Director & Studio Callouts

Open a Donut Shop: Directors Who Should Consider a Career Change

Some people make great movies. Some people make great donuts. Both are valid careers.

8 min read2024-12-20

There's no shame in a career change. Some of the best donut shops in America are run by people who used to do something else entirely. Accountants who discovered a passion for glazing. Lawyers who found peace in dough. Engineers who realized that making perfect circles was more satisfying than making spreadsheets.

We think some Hollywood directors should consider this path. Not because they're bad people — but because they keep spending hundreds of millions of dollars on movies that make everyone involved wish they were somewhere else. That's not a creative calling. That's an expensive habit.

The Criteria

To be clear: we're not talking about directors who made one bad movie. Everyone has an off day. We're talking about directors who exhibit a pattern:

  1. Consistently given large budgets ($75M+)
  2. Consistently deliver movies with poor critical reception
  3. Consistently drag hundreds of crew members into projects that underperform
  4. Show no signs of evolving or learning from failures

These are directors who have been given more chances than most people get in a lifetime, with more money than most people see in a lifetime, and have consistently turned that opportunity into noise.

The Pattern of Waste

Without naming names directly — because the point isn't personal attacks, it's systemic criticism — consider the archetype:

The "Visionary" Who Has One Move: Makes the same movie over and over with increasing budgets and decreasing returns. The first one was fresh. The fifth one is a parody. But the director has a loyal fan base that confuses defending their favorite filmmaker with defending quality, so the blank checks keep coming.
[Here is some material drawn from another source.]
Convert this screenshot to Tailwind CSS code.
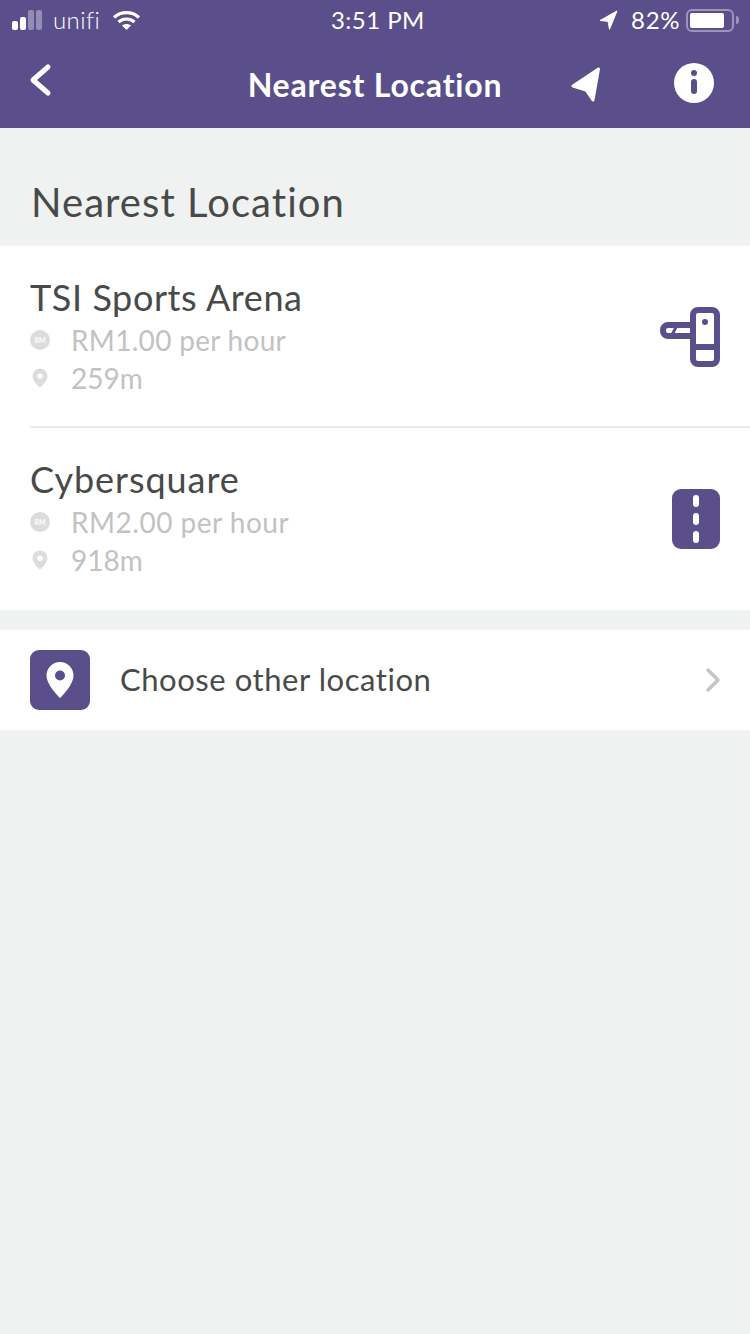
<!DOCTYPE html>
<html lang="en">
<head>
    <meta charset="UTF-8">
    <meta name="viewport" content="width=device-width, initial-scale=1.0">
    <title>Nearest Location</title>
    <script src="https://cdn.jsdelivr.net/npm/@tailwindcss/browser@4"></script>
</head>
<body class="bg-[#f0f2f1] font-['Lato',sans-serif] w-[750px] h-[1334px] overflow-hidden">

    <!-- header -->
    <div class="bg-[#5a4f8a] h-[128px] text-white">
        <div class="relative flex items-center h-[40px] pl-[12px] pr-[11px]">
            <div class="flex items-end gap-[2px] h-[20px]">
                <div class="w-[6px] h-[9px] rounded-[2px] bg-white"></div>
                <div class="w-[6px] h-[13px] rounded-[2px] bg-white"></div>
                <div class="w-[6px] h-[20px] rounded-[2px] bg-white/35"></div>
                <div class="w-[6px] h-[20px] rounded-[2px] bg-white/35"></div>
            </div>
            <span class="ml-[11px] text-[24px] leading-none font-light tracking-[0.4px]">unifi</span>
            <svg class="ml-[12px]" width="29" height="21" viewBox="0 0 29 21" fill="none" stroke="white" stroke-width="3.2">
                <path d="M2 7.500c7-6.400 18-6.400 25 0"/>
                <path d="M6.500 12c4.500-4 11.500-4 16 0"/>
                <path d="M14.500 20l-4.500-4.500c2.500-2 6.500-2 9 0z" fill="white" stroke="none"/>
            </svg>
            <span class="absolute left-[331px] text-[24px] leading-none font-normal tracking-[0.45px]">3:51 PM</span>
            <div class="ml-auto flex items-center">
                <svg width="19" height="20" viewBox="0 0 19 20"><path d="M18 1L1 10.500l8 .8 1.500 8z" fill="white" stroke="white" stroke-width="1" stroke-linejoin="round"/></svg>
                <span class="ml-[13px] text-[24px] leading-none font-normal tracking-[0.6px]">82%</span>
                <div class="ml-[6px] w-[48px] h-[23px] rounded-[6px] border-2 border-white/40 p-[2px]">
                    <div class="w-[34px] h-full rounded-[2px] bg-white"></div>
                </div>
                <div class="ml-[2px] w-[3px] h-[8px] rounded-r-full bg-white/40"></div>
            </div>
        </div>
        <div class="relative flex items-center justify-center h-[88px]">
            <svg class="absolute left-[28px] top-[23px]" width="24" height="34" viewBox="0 0 24 34" fill="none" stroke="white" stroke-width="5" stroke-linecap="round" stroke-linejoin="round">
                <path d="M20 4L5 17l15 13"/>
            </svg>
            <span class="text-[32px] leading-none font-bold tracking-[0.8px] mt-[2px]">Nearest Location</span>
            <svg class="absolute left-[570px] top-[26px]" width="32" height="36" viewBox="0 0 32 36">
                <path d="M28.500 3L3 20l13 4 7 10z" fill="white" stroke="white" stroke-width="3" stroke-linejoin="round"/>
            </svg>
            <div class="absolute left-[674px] top-[23px] w-[40px] h-[40px] rounded-full bg-white flex flex-col items-center pt-[7px]">
                <div class="w-[6px] h-[6px] rounded-full bg-[#5a4f8a]"></div>
                <div class="w-[6px] h-[15px] mt-[3px] rounded-[3px] bg-[#5a4f8a]"></div>
            </div>
        </div>
    </div>

    <!-- section title -->
    <h1 class="h-[118px] pl-[31px] pt-[51px] text-[40px] leading-[46px] font-normal tracking-[1.05px] text-[#484a49]">Nearest Location</h1>

    <!-- list -->
    <div class="bg-white">
        <div class="pl-[30px]">
            <div class="relative h-[182px] pt-[30px] border-b-2 border-[#ececec]">
                <div class="text-[36px] leading-[42px] tracking-[0.6px] text-[#484a49]">TSI Sports Arena</div>
                <div class="flex items-center mt-[3px] h-[38px]">
                    <div class="w-[20px] h-[20px] rounded-full bg-[#dcdcdc] flex items-center justify-center text-[7px] font-bold text-white">RM</div>
                    <span class="ml-[21px] text-[28px] tracking-[0.3px] text-[#c2c2c2]">RM1.00 per hour</span>
                </div>
                <div class="flex items-center h-[38px]">
                    <svg width="20" height="20" viewBox="0 0 20 20"><path fill-rule="evenodd" d="M10 0.500a7.500 7.500 0 0 0-7.500 7.500c0 4.500 5 9.500 7.500 11.500 2.500-2 7.500-7 7.500-11.500a7.500 7.500 0 0 0-7.500-7.500zm0 5a2.700 2.700 0 1 1 0 5.400 2.700 2.700 0 0 1 0-5.400z" fill="#dcdcdc"/></svg>
                    <span class="ml-[21px] text-[28px] text-[#c2c2c2]">259m</span>
                </div>
                <svg class="absolute left-[630px] top-[61px]" width="60" height="60" viewBox="0 0 60 60" fill="none" stroke="#5a4f8a" stroke-width="6">
                    <rect x="33" y="3" width="24" height="54" rx="5"/>
                    <path d="M33 40h24"/>
                    <path d="M33 18H8a5 5 0 0 0-5 5v1a5 5 0 0 0 5 5h25"/>
                    <circle cx="45" cy="15" r="3" fill="#5a4f8a" stroke="none"/>
                    <path d="M12 28l4-8" stroke-width="3"/>
                </svg>
            </div>
            <div class="relative h-[182px] pt-[30px]">
                <div class="text-[36px] leading-[42px] tracking-[0.95px] text-[#484a49]">Cybersquare</div>
                <div class="flex items-center mt-[3px] h-[38px]">
                    <div class="w-[20px] h-[20px] rounded-full bg-[#dcdcdc] flex items-center justify-center text-[7px] font-bold text-white">RM</div>
                    <span class="ml-[21px] text-[28px] tracking-[0.5px] text-[#c2c2c2]">RM2.00 per hour</span>
                </div>
                <div class="flex items-center h-[38px]">
                    <svg width="20" height="20" viewBox="0 0 20 20"><path fill-rule="evenodd" d="M10 0.500a7.500 7.500 0 0 0-7.500 7.500c0 4.500 5 9.500 7.500 11.500 2.500-2 7.500-7 7.500-11.500a7.500 7.500 0 0 0-7.500-7.500zm0 5a2.700 2.700 0 1 1 0 5.400 2.700 2.700 0 0 1 0-5.400z" fill="#dcdcdc"/></svg>
                    <span class="ml-[21px] text-[28px] text-[#c2c2c2]">918m</span>
                </div>
                <div class="absolute left-[642px] top-[61px] w-[48px] h-[60px] rounded-[9px] bg-[#5a4f8a] flex flex-col items-center justify-between py-[6px]">
                    <div class="w-[6px] h-[12px] rounded-[3px] bg-white"></div>
                    <div class="w-[6px] h-[12px] rounded-[3px] bg-white"></div>
                    <div class="w-[6px] h-[12px] rounded-[3px] bg-white"></div>
                </div>
            </div>
        </div>
    </div>

    <!-- other location -->
    <div class="mt-[20px] h-[100px] bg-white flex items-center pl-[30px] pr-[29px]">
        <div class="w-[60px] h-[60px] rounded-[9px] bg-[#5a4f8a] flex items-center justify-center">
            <svg width="30" height="38" viewBox="0 0 30 38"><path fill-rule="evenodd" d="M15 1A13.500 13.500 0 0 0 1.500 14.500C1.500 22.500 10 32 15 37c5-5 13.500-14.500 13.500-22.500A13.500 13.500 0 0 0 15 1zm0 8.500a5 5 0 1 1 0 10 5 5 0 0 1 0-10z" fill="white"/></svg>
        </div>
        <span class="ml-[30px] mt-[-2px] text-[31px] tracking-[0.55px] text-[#484a49]">Choose other location</span>
        <svg class="ml-auto" width="16" height="26" viewBox="0 0 16 26" fill="none" stroke="#c4c4c4" stroke-width="3.500" stroke-linecap="round" stroke-linejoin="round"><path d="M3 3l10 10L3 23"/></svg>
    </div>

</body>
</html>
The "Franchise Manager": Gets hired to direct franchise installments because they're "reliable." Reliable meaning they'll hit the release date and stay on budget. Not reliable meaning they'll make a good movie. The studio wants a manager, not a director. The audience gets exactly what the studio ordered: manageable mediocrity.

The "Genre Specialist" Who's Out of Ideas: Made one great genre movie a decade ago. Has been remaking it ever since with bigger budgets and thinner ideas. The genre community keeps showing up out of loyalty. The movies keep getting worse. Nobody says anything because there's a code of silence around supporting "our directors."

Why This Matters for Crew

Here's the crew angle that nobody discusses: when a director has a reputation for waste, the crew knows. They talk. They've worked on the sets. They've seen the chaos. They know when a production is directionless.
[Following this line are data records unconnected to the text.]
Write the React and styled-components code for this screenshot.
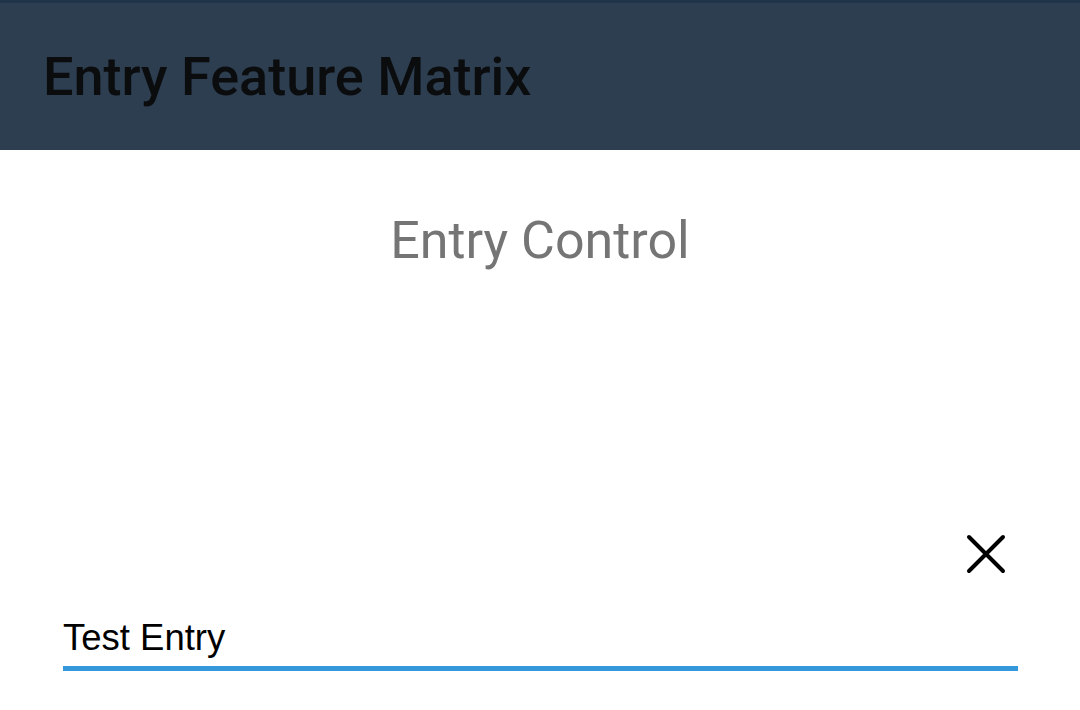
import React from 'react';
import styled, { createGlobalStyle } from 'styled-components';

const GlobalStyle = createGlobalStyle`
  body {
    margin: 0;
    background: #fff;
    font-family: Roboto, "Noto Sans", sans-serif;
  }
`;

const Screen = styled.div`
  width: 1080px;
  height: 710px;
  overflow: hidden;
  display: flex;
  flex-direction: column;
`;

const NavBar = styled.header`
  height: 150px;
  flex-shrink: 0;
  border-top: 3px solid #1f3349;
  background: #2d3e50;
  display: flex;
  align-items: center;
  padding: 0 0 0 43px;
  box-sizing: border-box;
  h1 {
    margin: 0;
    font-family: Roboto, sans-serif;
    font-weight: 500;
    font-size: 54px;
    color: #0b0c0e;
  }
`;

const Heading = styled.h2`
  margin: 60px 0 0;
  text-align: center;
  font-family: Roboto, sans-serif;
  font-weight: 400;
  font-size: 52px;
  color: #757575;
`;

const ClearRow = styled.div`
  display: flex;
  justify-content: flex-end;
  padding-right: 72px;
  margin-top: 261px;
`;

const ClearButton = styled.button`
  width: 44px;
  height: 44px;
  padding: 0;
  border: none;
  background: none;
  display: flex;
  align-items: center;
  justify-content: center;
`;

const EntryField = styled.div`
  margin: 41px 62px 0 63px;
  padding-bottom: 7px;
  border-bottom: 5px solid #3498db;
  font-family: "Liberation Sans", Arial, sans-serif;
  font-size: 36.5px;
  color: #000;
`;

const CloseIcon = () => (
  <svg width='40' height='40' viewBox='0 0 40 40'>
    <path d='M3 3 L37 37 M37 3 L3 37' stroke='#000' strokeWidth='4' strokeLinecap='round' />
  </svg>
);

export default function App() {
  return (
    <>
      <GlobalStyle />
      <Screen>
        <NavBar>
          <h1>Entry Feature Matrix</h1>
        </NavBar>
        <Heading>Entry Control</Heading>
        <ClearRow>
          <ClearButton aria-label='Clear'>
            <CloseIcon />
          </ClearButton>
        </ClearRow>
        <EntryField>Test Entry</EntryField>
      </Screen>
    </>
  );
}
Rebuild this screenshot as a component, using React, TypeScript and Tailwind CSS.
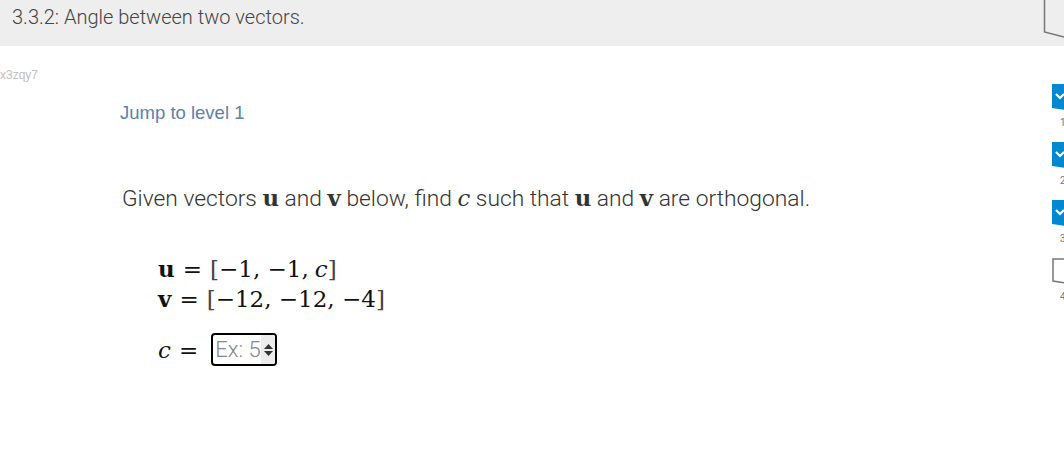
import React from "react";

const math = { fontFamily: '"DejaVu Serif", "Liberation Serif", serif' };

function LevelBox({ done, label }: { done: boolean; label: string }) {
  return (
    <div className="flex flex-col items-start">
      <svg width="20" height="27" viewBox="0 0 20 27">
        {done ? (
          <>
            <polygon points="0,0 20,0 20,27 0,24" fill="#0288d1" />
            <polyline points="4,10 8,14 12,10" fill="none" stroke="#ffffff" strokeWidth="2.2" />
          </>
        ) : (
          <polygon points="1,1 20,1 20,26 1,23" fill="#ffffff" stroke="#777" strokeWidth="1.5" />
        )}
      </svg>
      <div className="mt-[6px] pl-[8px] text-[10px] leading-[12px] text-[#777]" style={{ fontFamily: '"Roboto", sans-serif' }}>
        {label}
      </div>
    </div>
  );
}

function Eq() {
  return <span className="mx-[8px]">=</span>;
}

export default function App() {
  return (
    <div className="relative w-[1064px] h-[468px] overflow-hidden bg-white" style={{ fontFamily: '"Roboto", "Liberation Sans", sans-serif' }}>
      <div className="h-[46px] bg-[#eeeeee] pl-[12px] pt-[3px]">
        <div className="text-[20px] font-light text-[#444] leading-[28px]">3.3.2: Angle between two vectors.</div>
      </div>
      <svg className="absolute left-[1040px] top-0" width="24" height="46" viewBox="0 0 24 46">
        <polyline points="4.5,0 4.5,32 24,37" fill="none" stroke="#777" strokeWidth="1.5" />
      </svg>

      <div className="absolute left-[1052px] top-[84px] flex flex-col gap-[13px]">
        <LevelBox done label="1" />
        <LevelBox done label="2" />
        <LevelBox done label="3" />
        <LevelBox done={false} label="4" />
      </div>

      <div className="pt-[22px]">
        <div className="text-[12px] leading-[14px] text-[#c0c0c0]" style={{ fontFamily: '"Liberation Sans", sans-serif' }}>x3zqy7</div>
        <div className="pl-[120px] mt-[20px] text-[18.5px] leading-[22px] text-[#5a82ad]" style={{ fontFamily: '"Liberation Sans", sans-serif' }}>
          Jump to level 1
        </div>
        <div className="pl-[122px] mt-[59px] text-[22.8px] font-light leading-[30px] text-[#333]">
          Given vectors <b className="font-bold" style={math}>u</b> and <b className="font-bold" style={math}>v</b> below, find{" "}
          <i style={math}>c</i> such that <b className="font-bold" style={math}>u</b> and <b className="font-bold" style={math}>v</b> are orthogonal.
        </div>
        <div className="pl-[158px] mt-[40px] text-[23px] leading-[30px] text-[#111]" style={math}>
          <div className="flex items-center">
            <b>u</b>
            <Eq />
            <span className="text-[#444]">[</span>−1, −1, <i className="ml-[6px]">c</i>
            <span className="text-[#444]">]</span>
          </div>
          <div className="flex items-center whitespace-pre">
            <b>v</b>
            <Eq />
            <span className="text-[#444]">[</span>−12, −12, −4<span className="text-[#444]">]</span>
          </div>
          <div className="mt-[19px] flex items-center">
            <i>c</i>
            <Eq />
            <div className="ml-[5px] flex items-center h-[33px] w-[66px] border-2 border-black rounded-[4px] overflow-hidden">
              <span className="pl-[2px] text-[22px] font-light text-[#888] whitespace-nowrap" style={{ fontFamily: '"Roboto", sans-serif' }}>Ex: 5</span>
              <span className="ml-auto shrink-0 h-full w-[15px] bg-[#ececec] flex flex-col items-center justify-center gap-[2px]">
                <svg width="9" height="5" viewBox="0 0 9 5"><polygon points="0,5 4.5,0 9,5" fill="#333" /></svg>
                <svg width="9" height="5" viewBox="0 0 9 5"><polygon points="0,0 4.5,5 9,0" fill="#333" /></svg>
              </span>
            </div>
          </div>
        </div>
      </div>
    </div>
  );
}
But they show up anyway. Because the industry is small. Because blacklisting is real. Because pay is pay and mortgages don't care about Rotten Tomatoes scores. So hundreds of professionals spend months of their lives executing a vision they know is flawed, for a director they know is coasting, on a movie they know won't land.

That's the human cost of keeping directors in chairs they've outgrown. It's not just wasted money — it's wasted talent. The grip, the gaffer, the DP, the editor — they're all capable of extraordinary work. But extraordinary work requires extraordinary direction. And when the direction is "do what we did last time but bigger," the work suffers no matter how skilled the crew.

The Case for Career Changes

Donuts are great. The world needs more good donuts. A career in baking is honest, rewarding, and doesn't require convincing someone to give you $150M to make something nobody wants.

We say this with genuine respect: not everyone is meant to direct movies. And that's fine. Some of the happiest people in the world make donuts. We'd rather see a happy donut maker than a miserable director dragging 200 crew members through another CGI disaster.

If the budgets keep climbing, the reviews keep dropping, and the crews keep suffering in silence — at some point, the kindest thing anyone can do is hand over a donut recipe and say "try this instead."